I think we should prepare ourselves for more of this type of fake science marketing, so I for one would like the proper scientists to make sure their papers are written in a more disciplined way with this in mind.

Note: after reading Naviaux’s last paper I may be giving him more credit than is due. I dislike woolly conjecture dressed up as science, so in that respect Mead and Naviaux are really in the same camp
 
I wonder if my cognitive problems could be put down to the guillotine? An increased spatial displacement of a few feet between the head and body of one of my ancestors, coupled with a temporal displacement of a couple of hundred years, might lead to a genetic predisposition to slow down processing a bit
 
Results: Of the 93 391 study persons, 45 955 (49.2%) were women and 47 436 (50.8) were men; mean (SD) age in 2012 among survivors was 45.4 (6.58) years. Female offspring of mothers evacuated to Sweden during childhood had an elevated risk of psychiatric hospitalization (hazard ratio for any type of psychiatric disorder: 2.04 [95% CI, 1.04-4.01]; hazard ratio for mood disorder: 4.68 [95% CI, 1.92-11.42]). There was no excess risk of being hospitalized for a psychiatric disorder among women whose fathers were exposed to the Finnish evacuation policy during World War II or among men whose mothers or fathers were exposed.
I'm immediately suspicious of the results of this study, because they immediately break them down by gender without stating up-front that gender and gender interactions are likely to be important. My suspicion is that there were no overall effects, so they went fishing by comparing different parent-child gender combinations.
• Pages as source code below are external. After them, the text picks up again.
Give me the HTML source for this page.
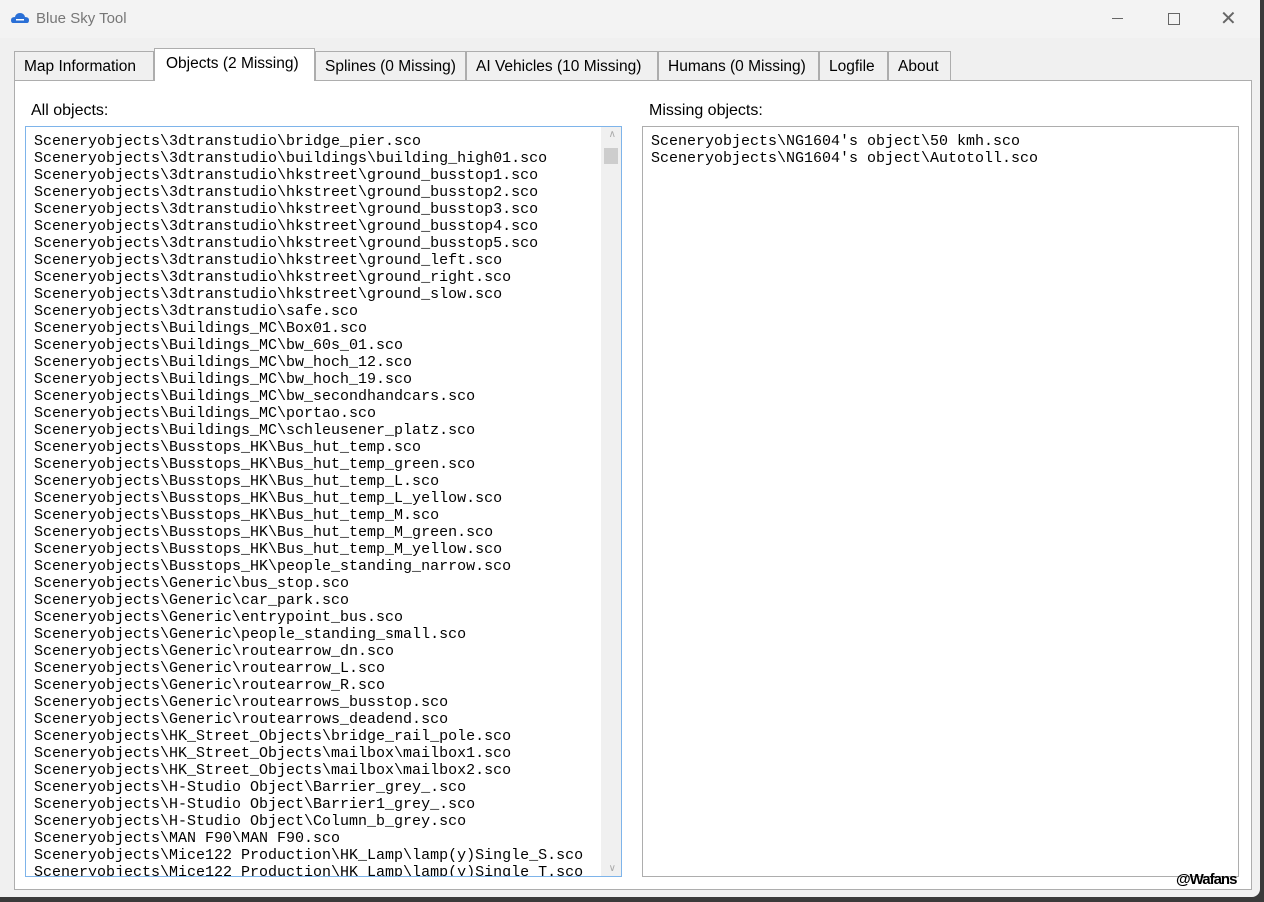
<!DOCTYPE html>
<html><head><style>
body{margin:0;width:1264px;height:902px;background:#3a3a3a;position:relative;overflow:hidden;font-family:"Liberation Sans",sans-serif}
.win{position:absolute;left:0;top:0;width:1260px;height:897px;background:#f0f0f0;border-radius:0 0 8px 0;overflow:hidden}
.title{position:absolute;left:0;top:0;width:1260px;height:38px;background:#f3f3f3;font-size:15px;color:#777}
.title span{position:absolute;left:36px;top:10px}
.tab{position:absolute;top:51px;height:29px;background:#f0f0f0;border:1px solid #adadad;border-bottom:none;font-size:15.5px;color:#000;box-sizing:border-box;padding-left:9px;line-height:29px;white-space:nowrap}
.tab.sel{top:48px;height:33px;background:#fff;z-index:2;line-height:29px}
.panel{position:absolute;left:14px;top:80px;width:1238px;height:810px;background:#fff;border:1px solid #adadad;box-sizing:border-box}
.lbl{position:absolute;font-size:16px;color:#000}
.box{position:absolute;top:126px;height:751px;box-sizing:border-box;background:#fff;overflow:hidden}
.list{position:absolute;left:8px;top:6px;font-family:"Liberation Mono",monospace;font-size:15px;line-height:17px;white-space:pre;color:#000}
</style></head><body>
<div class="win">
<div class="title"><svg style="position:absolute;left:11px;top:13px" width="18" height="11"><path d="M2 10 Q0 10 0 7 Q0 4 4 4 Q5 0 9 0 Q13 0 14 4 Q18 4 18 7 Q18 10 16 10Z" fill="#2a6fd6"/><rect x="5" y="6" width="8" height="1.5" fill="#fff"/></svg><span>Blue Sky Tool</span>
<div style="position:absolute;left:1112px;top:18px;width:11px;height:1px;background:#666"></div>
<div style="position:absolute;left:1168px;top:13px;width:10px;height:10px;border:1px solid #666"></div>
<div style="position:absolute;left:1220px;top:6px;font-size:20px;color:#666">✕</div>
</div>
<div class="tab" style="left:14px;width:140px">Map Information</div>
<div class="tab sel" style="left:154px;width:161px;padding-left:11px">Objects (2 Missing)</div>
<div class="tab" style="left:315px;width:151px">Splines (0 Missing)</div>
<div class="tab" style="left:466px;width:192px">AI Vehicles (10 Missing)</div>
<div class="tab" style="left:658px;width:161px">Humans (0 Missing)</div>
<div class="tab" style="left:819px;width:69px">Logfile</div>
<div class="tab" style="left:888px;width:63px">About</div>
<div class="panel"></div>
<div class="lbl" style="left:31px;top:102px">All objects:</div>
<div class="lbl" style="left:649px;top:102px">Missing objects:</div>
<div class="box" style="left:25px;width:597px;border:1px solid #7eb4ea">
<div class="list">Sceneryobjects\3dtranstudio\bridge_pier.sco
Sceneryobjects\3dtranstudio\buildings\building_high01.sco
Sceneryobjects\3dtranstudio\hkstreet\ground_busstop1.sco
Sceneryobjects\3dtranstudio\hkstreet\ground_busstop2.sco
Sceneryobjects\3dtranstudio\hkstreet\ground_busstop3.sco
Sceneryobjects\3dtranstudio\hkstreet\ground_busstop4.sco
Sceneryobjects\3dtranstudio\hkstreet\ground_busstop5.sco
Sceneryobjects\3dtranstudio\hkstreet\ground_left.sco
Sceneryobjects\3dtranstudio\hkstreet\ground_right.sco
Sceneryobjects\3dtranstudio\hkstreet\ground_slow.sco
Sceneryobjects\3dtranstudio\safe.sco
Sceneryobjects\Buildings_MC\Box01.sco
Sceneryobjects\Buildings_MC\bw_60s_01.sco
Sceneryobjects\Buildings_MC\bw_hoch_12.sco
Sceneryobjects\Buildings_MC\bw_hoch_19.sco
Sceneryobjects\Buildings_MC\bw_secondhandcars.sco
Sceneryobjects\Buildings_MC\portao.sco
Sceneryobjects\Buildings_MC\schleusener_platz.sco
Sceneryobjects\Busstops_HK\Bus_hut_temp.sco
Sceneryobjects\Busstops_HK\Bus_hut_temp_green.sco
Sceneryobjects\Busstops_HK\Bus_hut_temp_L.sco
Sceneryobjects\Busstops_HK\Bus_hut_temp_L_yellow.sco
Sceneryobjects\Busstops_HK\Bus_hut_temp_M.sco
Sceneryobjects\Busstops_HK\Bus_hut_temp_M_green.sco
Sceneryobjects\Busstops_HK\Bus_hut_temp_M_yellow.sco
Sceneryobjects\Busstops_HK\people_standing_narrow.sco
Sceneryobjects\Generic\bus_stop.sco
Sceneryobjects\Generic\car_park.sco
Sceneryobjects\Generic\entrypoint_bus.sco
Sceneryobjects\Generic\people_standing_small.sco
Sceneryobjects\Generic\routearrow_dn.sco
Sceneryobjects\Generic\routearrow_L.sco
Sceneryobjects\Generic\routearrow_R.sco
Sceneryobjects\Generic\routearrows_busstop.sco
Sceneryobjects\Generic\routearrows_deadend.sco
Sceneryobjects\HK_Street_Objects\bridge_rail_pole.sco
Sceneryobjects\HK_Street_Objects\mailbox\mailbox1.sco
Sceneryobjects\HK_Street_Objects\mailbox\mailbox2.sco
Sceneryobjects\H-Studio Object\Barrier_grey_.sco
Sceneryobjects\H-Studio Object\Barrier1_grey_.sco
Sceneryobjects\H-Studio Object\Column_b_grey.sco
Sceneryobjects\MAN F90\MAN F90.sco
Sceneryobjects\Mice122 Production\HK_Lamp\lamp(y)Single_S.sco
Sceneryobjects\Mice122 Production\HK_Lamp\lamp(y)Single_T.sco</div>
<div style="position:absolute;right:0;top:0;width:20px;height:749px;background:#f0f0f0"></div>
<div style="position:absolute;right:3px;top:21px;width:14px;height:16px;background:#cdcdcd"></div>
<div style="position:absolute;right:5px;top:2px;font-size:10px;color:#aaa">∧</div>
<div style="position:absolute;right:5px;bottom:2px;font-size:10px;color:#aaa">∨</div>
</div>
<div class="box" style="left:642px;width:597px;border:1px solid #adadad">
<div class="list">Sceneryobjects\NG1604's object\50 kmh.sco
Sceneryobjects\NG1604's object\Autotoll.sco</div>
</div>
<div style="position:absolute;left:1176px;top:871px;font-size:15px;font-weight:bold;color:#000;letter-spacing:-1px">@Wafans</div>
</div>
</body></html>
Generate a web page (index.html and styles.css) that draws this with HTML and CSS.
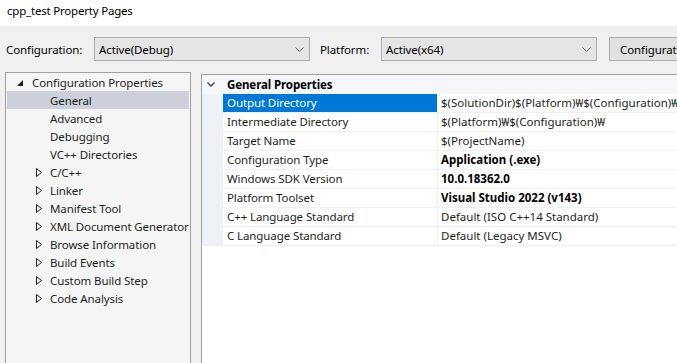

Oh, and what @Sarah said. Not at all relevant to genes and epigenetics. Its nothing to do with that.

I get an overwhelming sense here that the research question asked should simply never have been asked. Its just a cute idea, and not ready for testing until you can at least come up with a reasonable theoretical model as to what one might expect to see, what mechanisms are at play, and how that might be affected by other relevant factors (which, by the way, are NOT just gender, but also socioeconomic class and a hundred others). Its just a waste of time and money.